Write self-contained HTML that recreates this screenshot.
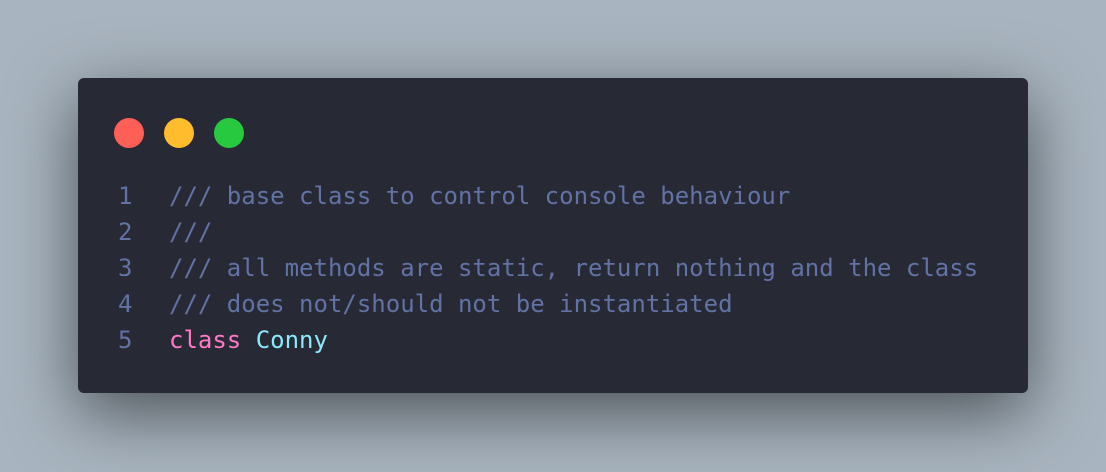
<!DOCTYPE html>
<html><head><meta charset="utf-8"><style>
html,body{margin:0;padding:0;width:1106px;height:472px;overflow:hidden;background:#a8b4bf;}
.win{position:absolute;left:78px;top:78px;width:950px;height:315px;background:#272935;border-radius:6px;box-shadow:0 20px 68px rgba(0,0,0,0.55);}
.dot{position:absolute;top:40px;width:30px;height:30px;border-radius:50%;}
pre{position:absolute;left:34px;top:100px;margin:0;font-family:"DejaVu Sans Mono","Liberation Mono",monospace;font-size:24px;line-height:36px;color:#6272a4;}
.n{display:inline-block;width:51px;padding-left:6px;color:#6272a4;}
.k{color:#ff79c6}.c{color:#8be9fd}
</style></head><body>
<div class="win">
<div class="dot" style="left:36px;background:#ff5f56"></div>
<div class="dot" style="left:86px;background:#ffbd2e"></div>
<div class="dot" style="left:136px;background:#27c93f"></div>
<pre><span class="n">1</span>/// base class to control console behaviour
<span class="n">2</span>///
<span class="n">3</span>/// all methods are static, return nothing and the class
<span class="n">4</span>/// does not/should not be instantiated
<span class="n">5</span><span class="k">class</span> <span class="c">Conny</span></pre>
</div>
</body></html>
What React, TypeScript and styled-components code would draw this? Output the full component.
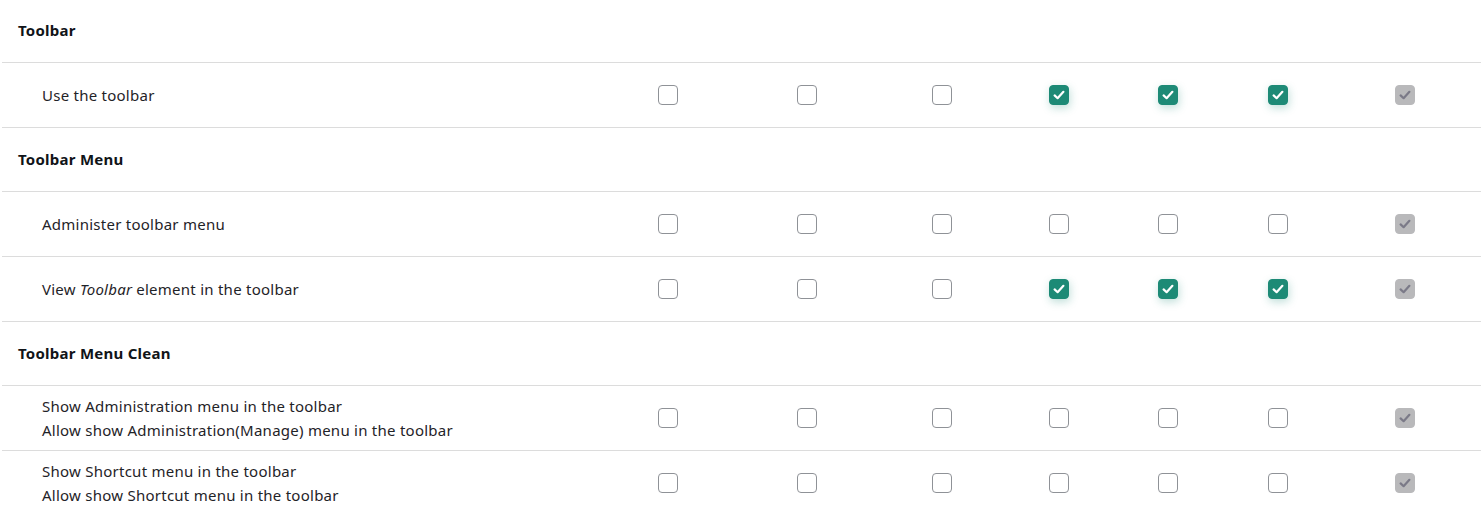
import React from "react";
import styled, { createGlobalStyle, css } from "styled-components";

const GlobalStyle = createGlobalStyle`
  html, body { margin: 0; padding: 0; background: #ffffff; }
  body {
    font-family: "Noto Sans", "Open Sans", sans-serif;
    font-size: 15px;
    letter-spacing: 0.25px;
    color: #1f2328;
  }
`;

const Table = styled.div`
  margin: -1.7px 0 0 2px;
  display: grid;
  grid-template-columns: 595px 142px 136px 134px 100px 118px 102px 1fr;
`;

const Row = styled.div`
  display: contents;
`;

const Cell = styled.div`
  height: 63.66px;
  display: flex;
  align-items: center;
  justify-content: center;
  border-bottom: 1px solid #dcdcdc;
`;

const LabelCell = styled(Cell)<{ $section?: boolean }>`
  justify-content: flex-start;
  padding-left: ${(p) => (p.$section ? "16px" : "40px")};
  line-height: 24px;
  ${(p) =>
    p.$section &&
    css`
      font-weight: 700;
      color: #111418;
    `}
`;

const SectionCell = styled(LabelCell)`
  grid-column: 1 / -1;
`;

const Lines = styled.div`
  display: flex;
  flex-direction: column;
`;

const Box = styled.span<{ $checked?: boolean; $disabled?: boolean }>`
  box-sizing: border-box;
  width: 20px;
  height: 20px;
  border-radius: 4px;
  border: 1px solid #8f9297;
  background: #ffffff;
  display: inline-flex;
  align-items: center;
  justify-content: center;
  ${(p) =>
    p.$checked &&
    css`
      border-color: #1d8a76;
      background: #1d8a76;
      box-shadow: 1px 3px 9px rgba(29, 138, 118, 0.28);
    `}
  ${(p) =>
    p.$disabled &&
    css`
      border-color: #b9b9bb;
      background: #b9b9bb;
      box-shadow: none;
    `}
`;

const Check = ({ color }: { color: string }) => (
  <svg width="14" height="14" viewBox="0 0 14 14">
    <polyline
      points="2.6,7.4 5.6,10.2 11.4,3.8"
      fill="none"
      stroke={color}
      strokeWidth="2.2"
      strokeLinecap="round"
      strokeLinejoin="round"
    />
  </svg>
);

type State = "off" | "on" | "dis";

const CheckBox = ({ state }: { state: State }) => (
  <Box $checked={state !== "off"} $disabled={state === "dis"}>
    {state === "on" && <Check color="#ffffff" />}
    {state === "dis" && <Check color="#7b7a88" />}
  </Box>
);

type Item = { label: React.ReactNode; checks: State[] };
type Section = { title: string; items: Item[] };

const OFF: State[] = ["off", "off", "off", "off", "off", "off", "dis"];
const ON: State[] = ["off", "off", "off", "on", "on", "on", "dis"];

const sections: Section[] = [
  { title: "Toolbar", items: [{ label: "Use the toolbar", checks: ON }] },
  {
    title: "Toolbar Menu",
    items: [
      { label: "Administer toolbar menu", checks: OFF },
      {
        label: (
          <span>
            View <em>Toolbar</em> element in the toolbar
          </span>
        ),
        checks: ON,
      },
    ],
  },
  {
    title: "Toolbar Menu Clean",
    items: [
      {
        label: (
          <Lines>
            <span>Show Administration menu in the toolbar</span>
            <span>Allow show Administration(Manage) menu in the toolbar</span>
          </Lines>
        ),
        checks: OFF,
      },
      {
        label: (
          <Lines>
            <span>Show Shortcut menu in the toolbar</span>
            <span>Allow show Shortcut menu in the toolbar</span>
          </Lines>
        ),
        checks: OFF,
      },
    ],
  },
];

export default function App() {
  return (
    <>
      <GlobalStyle />
      <Table>
        {sections.map((s) => (
          <React.Fragment key={s.title}>
            <SectionCell $section>{s.title}</SectionCell>
            {s.items.map((it, i) => (
              <Row key={i}>
                <LabelCell>{it.label}</LabelCell>
                {it.checks.map((c, j) => (
                  <Cell key={j}>
                    <CheckBox state={c} />
                  </Cell>
                ))}
              </Row>
            ))}
          </React.Fragment>
        ))}
      </Table>
    </>
  );
}
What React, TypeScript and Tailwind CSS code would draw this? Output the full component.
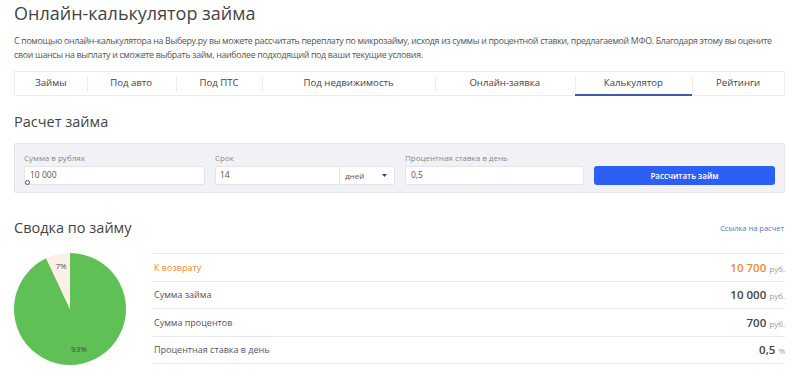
import React from "react";

const tabs = [
  { label: "Займы", w: 72 },
  { label: "Под авто", w: 89 },
  { label: "Под ПТС", w: 87 },
  { label: "Под недвижимость", w: 173 },
  { label: "Онлайн-заявка", w: 140 },
  { label: "Калькулятор", w: 118, active: true },
  { label: "Рейтинги", w: 92 },
];

const rows = [
  { label: "К возврату", value: "10 700", unit: "руб.", accent: true },
  { label: "Сумма займа", value: "10 000", unit: "руб." },
  { label: "Сумма процентов", value: "700", unit: "руб." },
  { label: "Процентная ставка в день", value: "0,5", unit: "%" },
];

function Pie() {
  const cx = 56, cy = 56, r = 56;
  const a = 0.07 * 2 * Math.PI;
  const x = cx - r * Math.sin(a);
  const y = cy - r * Math.cos(a);
  return (
    <svg width="112" height="112" viewBox="0 0 112 112">
      <path d={`M${cx} ${cy} L${cx} ${cy - r} A${r} ${r} 0 1 1 ${x} ${y} Z`} fill="#5fc155" />
      <path d={`M${cx} ${cy} L${x} ${y} A${r} ${r} 0 0 1 ${cx} ${cy - r} Z`} fill="#fbefe6" />
      <text x="47" y="16" fontSize="8" fill="#555" fontFamily="Open Sans, sans-serif" textAnchor="middle">7%</text>
      <text x="65" y="99" fontSize="8" fill="#444" fontFamily="Open Sans, sans-serif" textAnchor="middle">93%</text>
    </svg>
  );
}

export default function App() {
  return (
    <div className="w-[800px] h-[391px] bg-white overflow-hidden text-[#444]" style={{ fontFamily: '"Open Sans", sans-serif' }}>
      <div className="px-[14px] pt-[1px]">
        <h1 className="text-[18px] leading-[24px] text-[#444] font-normal">Онлайн-калькулятор займа</h1>
        <p className="mt-[10px] text-[8.8px] leading-[13.5px] tracking-[-0.3px] text-[#555]">
          С помощью онлайн-калькулятора на Выберу.ру вы можете рассчитать переплату по микрозайму, исходя из суммы и процентной ставки, предлагаемой МФО. Благодаря этому вы оцените свои шансы на выплату и сможете выбрать займ, наиболее подходящий под ваши текущие условия.
        </p>
        <div className="mt-[9px] flex h-[25px] w-[771px] border border-[#ececec]">
          {tabs.map((t, i) => (
            <div key={t.label} className="relative flex items-center justify-center text-[9.6px] text-[#444]" style={{ width: t.w }}>
              {i > 0 && <span className="absolute left-0 top-[5px] h-[15px] w-px bg-[#ececec]" />}
              {t.label}
              {t.active && <span className="absolute left-0 right-0 bottom-[-1px] h-[2px] bg-[#3e5aa8]" />}
            </div>
          ))}
        </div>
        <h2 className="mt-[16px] text-[14.5px] leading-[20px] text-[#444]">Расчет займа</h2>
        <div className="mt-[11px] w-[771px] h-[50px] bg-[#f2f2f6] border border-[#e4e4ea] rounded-[2px] px-[9px] pt-[8px] flex gap-[10px]">
          <div className="w-[181px] relative">
            <div className="text-[8px] leading-[12px] text-[#888]">Сумма в рублях</div>
            <div className="mt-[2px] h-[19px] bg-white border border-[#e4e4ea] rounded-[2px] flex items-center pl-[5px] text-[8.5px] text-[#555]">10 000</div>
            <span className="absolute left-[1px] top-[28px] w-[5px] h-[5px] rounded-full border border-[#555] bg-white" />
          </div>
          <div className="w-[180px]">
            <div className="text-[8px] leading-[12px] text-[#888]">Срок</div>
            <div className="mt-[2px] h-[19px] flex">
              <div className="flex-1 bg-white border border-[#e4e4ea] rounded-l-[2px] flex items-center pl-[4px] text-[8.5px] text-[#555]">14</div>
              <div className="w-[55px] bg-white border border-l-0 border-[#e4e4ea] rounded-r-[2px] flex items-center justify-between pl-[5px] pr-[7px] text-[8px] text-[#555]">
                <span>дней</span>
                <svg width="5" height="3" viewBox="0 0 5 3"><path d="M0 0 L5 0 L2.5 3 Z" fill="#444" /></svg>
              </div>
            </div>
          </div>
          <div className="w-[179px]">
            <div className="text-[8px] leading-[12px] text-[#888]">Процентная ставка в день</div>
            <div className="mt-[2px] h-[19px] bg-white border border-[#e4e4ea] rounded-[2px] flex items-center pl-[5px] text-[8.5px] text-[#555]">0,5</div>
          </div>
          <div className="w-[181px] pt-[14px]">
            <div className="h-[19px] bg-[#2e5ff5] rounded-[3px] flex items-center justify-center text-white text-[8px] font-semibold">Рассчитать займ</div>
          </div>
        </div>
        <div className="mt-[25px] flex items-center justify-between w-[771px]">
          <h2 className="text-[14.5px] leading-[20px] text-[#444]">Сводка по займу</h2>
          <a className="text-[7.5px] text-[#5474c0] mr-[1px] mt-[2px]">Ссылка на расчет</a>
        </div>
        <div className="mt-[15px] flex w-[771px]">
          <div className="w-[139px]">
            <Pie />
          </div>
          <div className="flex-1 border-t border-[#e8e8e8]">
            {rows.map((r) => (
              <div key={r.label} className="h-[27.5px] border-b border-[#e8e8e8] flex items-center justify-between pl-[1px]">
                <span className={`text-[9px] ${r.accent ? "text-[#ea8a2e]" : "text-[#555]"}`}>{r.label}</span>
                <span className="flex items-baseline gap-[3px]">
                  <span className={`text-[11.5px] font-semibold ${r.accent ? "text-[#ea8a2e]" : "text-[#444]"}`}>{r.value}</span>
                  <span className="text-[8px] text-[#999]">{r.unit}</span>
                </span>
              </div>
            ))}
          </div>
        </div>
      </div>
    </div>
  );
}
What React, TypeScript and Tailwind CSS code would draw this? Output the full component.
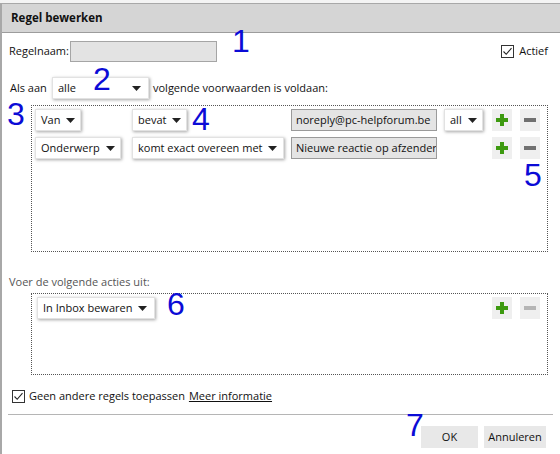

^^^^

» Stated task:
From the entries above, extract each line containing "React".

» Task result:
What React, TypeScript and styled-components code would draw this? Output the full component.
import React from "react";
type Item = { label: React.ReactNode; checks: State[] };
          <React.Fragment key={s.title}>
          </React.Fragment>
What React, TypeScript and Tailwind CSS code would draw this? Output the full component.
import React from "react";
What React, TypeScript and Tailwind CSS code would draw this? Output the full component.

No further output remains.